With the IT system coming on stream, Cotter and a growing team of headhunted managers have been overhauling Cannon Disposables’ management structure. The eight business silos, based around the eight regional operations, are being abolished. Functions like sales, operations, transport, finance and HR – previously handled locally – are becoming increasingly centralised.
Surprisingly the team has not used the new IT and management systems to reduce the 3,500 lines of stock that Cannon Disposables holds. While the business’s core lines, such as soap and toilet paper, have been simplified and reduced, the spaces made available are being used as an opportunity to introduce fresh lines. Says Cotter: “We’ve kept the number of lines static but increased the number of categories.
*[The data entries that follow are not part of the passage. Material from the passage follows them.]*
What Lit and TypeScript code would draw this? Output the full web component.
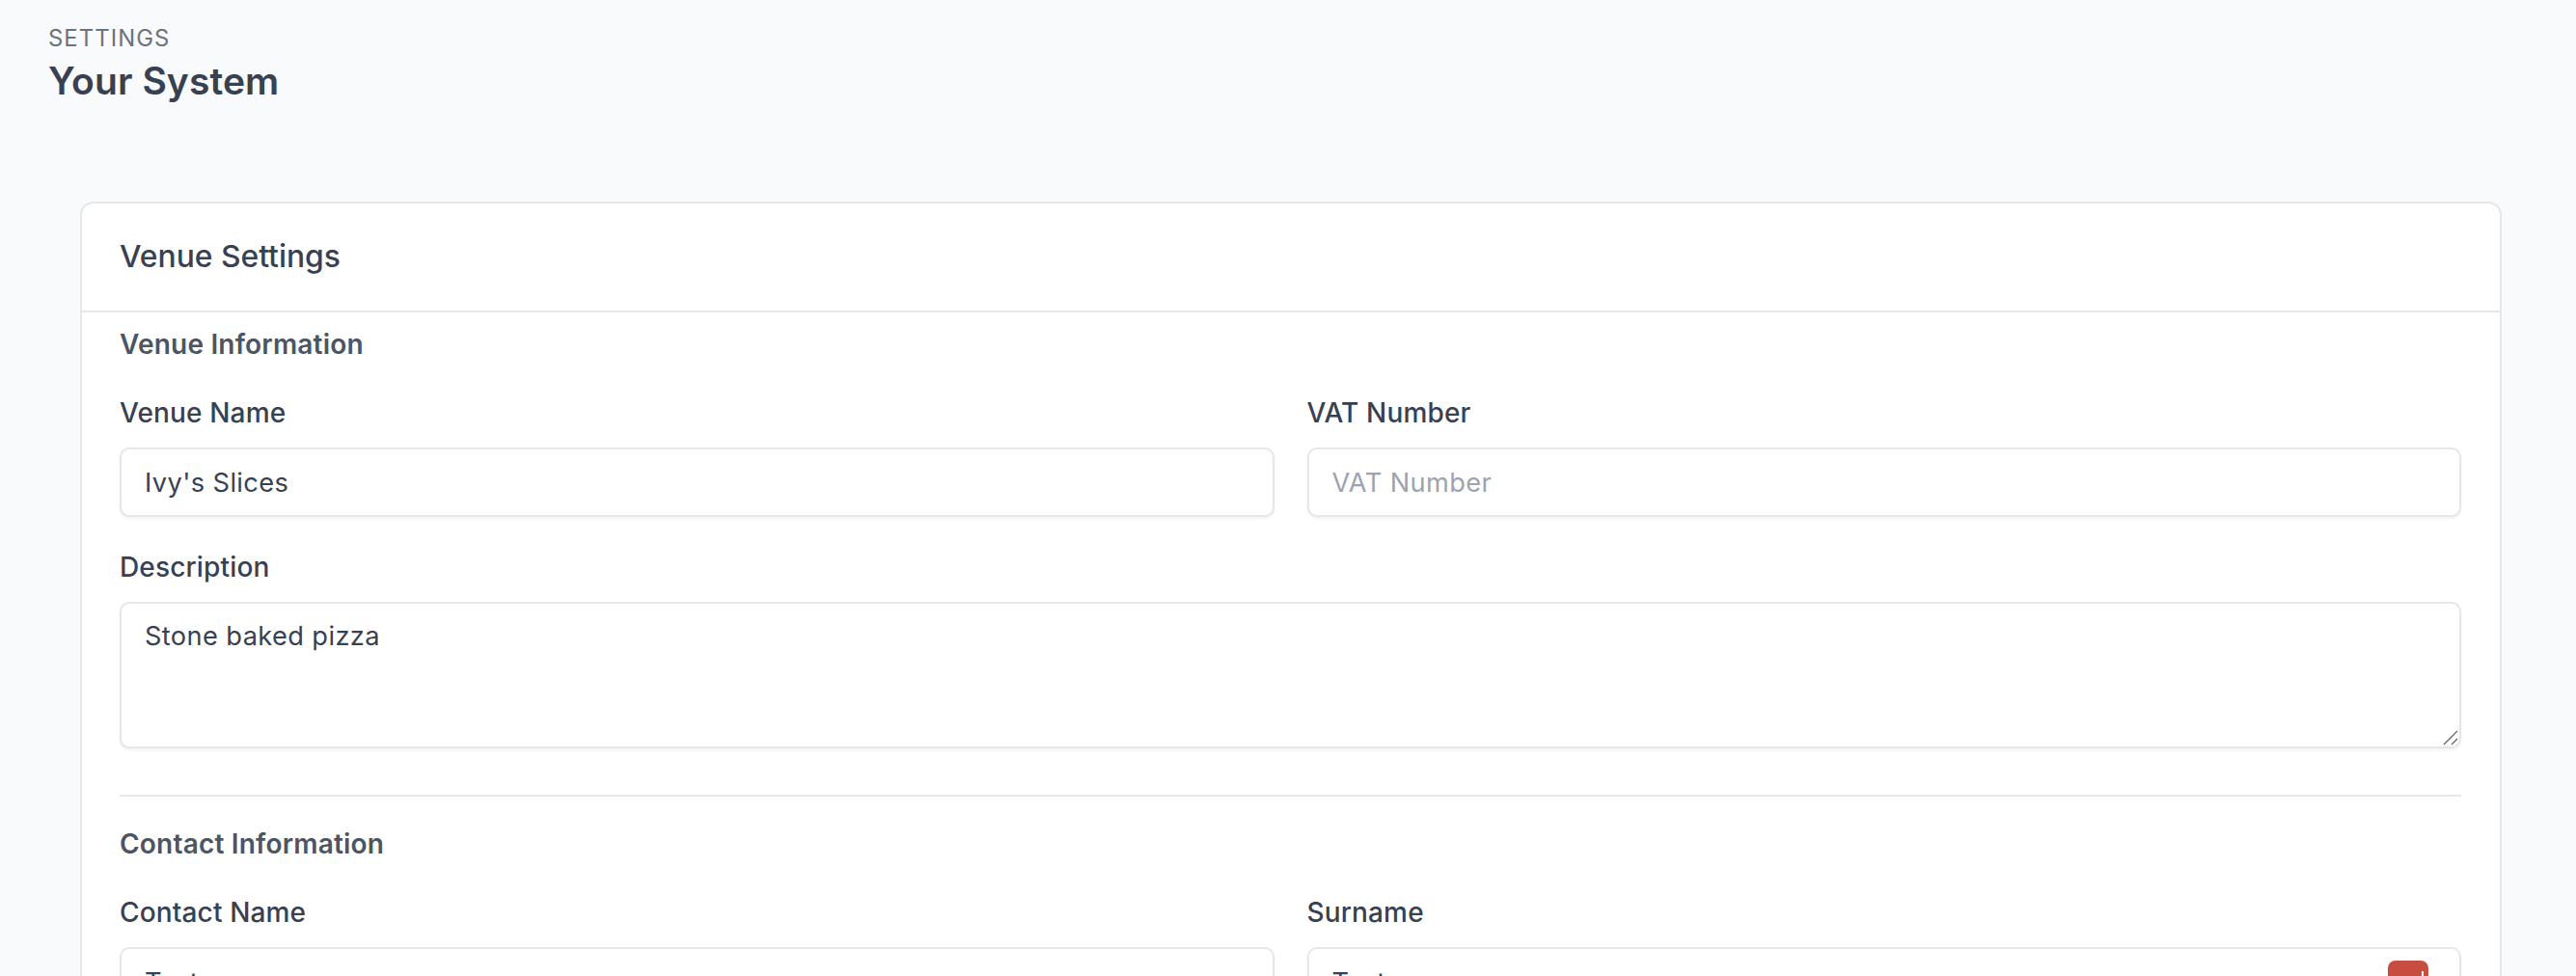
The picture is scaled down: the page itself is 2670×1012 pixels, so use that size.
import { LitElement, html, css } from "lit";
import { customElement } from "lit/decorators.js";

@customElement("app-root")
export class AppRoot extends LitElement {
  static styles = css`
    :host {
      display: block;
      height: 1012px;
      overflow: hidden;
      background: #f9fafb;
      font-family: Inter, "Liberation Sans", sans-serif;
      color: #374151;
    }
    .page-head { padding: 25px 50px 0; height: 209px; box-sizing: border-box; }
    .eyebrow { font-size: 23.8px; line-height: 30px; color: #6b7280; letter-spacing: 1.1px; text-transform: uppercase; }
    h1 { margin: 3px 0 0; font-size: 39px; line-height: 51px; font-weight: 600; letter-spacing: 0.1px; color: #374151; }
    .card {
      margin: 0 77px 0 83px;
      background: #fff;
      border: 2px solid #e5e7eb;
      border-radius: 14px;
    }
    .card-head {
      height: 113px;
      box-sizing: border-box;
      padding: 0 39px 2px;
      display: flex;
      align-items: center;
      border-bottom: 2px solid #e5e7eb;
      font-size: 31.8px;
      font-weight: 500;
    }
    .body { padding: 16px 40px 40px 39px; }
    h2 { margin: 0; font-size: 28px; line-height: 34px; font-weight: 600; letter-spacing: 0.2px; color: #4b5563; }
    .row { display: grid; grid-template-columns: 1fr 1fr; gap: 34px; margin-top: 37px; }
    .field { display: block; min-width: 0; }
    .full { margin-top: 35px; }
    .label { display: block; font-size: 28px; line-height: 34px; font-weight: 500; letter-spacing: 0.15px; color: #374151; margin-bottom: 19px; }
    .input {
      box-sizing: border-box;
      height: 72px;
      border: 2px solid #e5e7eb;
      border-radius: 10px;
      box-shadow: 0 2px 3px rgba(0,0,0,0.06);
      padding: 1px 24px 0;
      display: flex;
      align-items: center;
      font-size: 27.2px;
      letter-spacing: 0.4px;
      background: #fff;
    }
    .placeholder { color: #9ca3af; }
    .area { height: 152px; align-items: flex-start; padding-top: 17px; position: relative; }
    .grip { position: absolute; right: 1px; bottom: 1px; width: 16px; height: 16px; }
    hr { border: 0; height: 2px; background: #e5e7eb; margin: 48px 0 32px; }
    .rel { position: relative; }
    .badge { position: absolute; right: 32px; top: 12px; width: 42px; height: 42px; border-radius: 8px; background: #c64d3f; }
    .badge::after { content: ""; position: absolute; right: 5px; top: 11px; width: 2px; height: 12px; background: #fff; }
  `;

  private field(label: string, value: string, placeholder = false, badge = false) {
    return html`<label class="field">
      <span class="label">${label}</span>
      <div class="input rel ${placeholder ? "placeholder" : ""}">${value}${badge ? html`<span class="badge"></span>` : ""}</div>
    </label>`;
  }

  render() {
    return html`
      <div class="page-head">
        <div class="eyebrow">Settings</div>
        <h1>Your System</h1>
      </div>
      <section class="card">
        <div class="card-head">Venue Settings</div>
        <div class="body">
          <h2>Venue Information</h2>
          <div class="row">
            ${this.field("Venue Name", "Ivy's Slices")}
            ${this.field("VAT Number", "VAT Number", true)}
          </div>
          <label class="field full">
            <span class="label">Description</span>
            <div class="input area">Stone baked pizza
              <svg class="grip" viewBox="0 0 16 16" fill="none" stroke="#666" stroke-width="1.3">
                <path d="M1 15 15 1M9 15l6-6" />
              </svg>
            </div>
          </label>
          <hr />
          <h2>Contact Information</h2>
          <div class="row">
            ${this.field("Contact Name", "Test")}
            ${this.field("Surname", "Test", false, true)}
          </div>
        </div>
      </section>
    `;
  }
}
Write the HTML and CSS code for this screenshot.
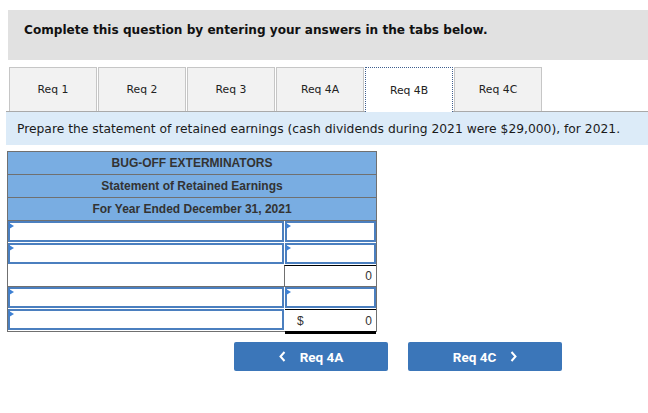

We’re now starting to ‘in-fill’ – for example if we provide a customer’s cups and spoons then we might as well start providing coffee and sugar. At the same time we are expanding into completely new ranges like work clothing.”
The group is also looking at working with far bigger distribution organisations to break into those sought after national accounts. The idea is to become a first-tier supplier to larger logistics firms supplying these accounts. Cannon Disposables will hold goods like toilet rolls, soap and cleaning equipment for what will now be its partners, supplying the goods to their distribution centres. The end-user wins by having to handle fewer deliveries, tackle less paperwork and negotiate with fewer logistics firms.
“This is a massive opportunity to be involved in a business as it goes through a radical change. We’re attracting a new fresh layer of management that wants to be here because it can make a real difference at the formative stage,” says Cotter. “In an industry that’s undergoing such rapid consolidation, it’s a challenge that is unlikely to come up very often.”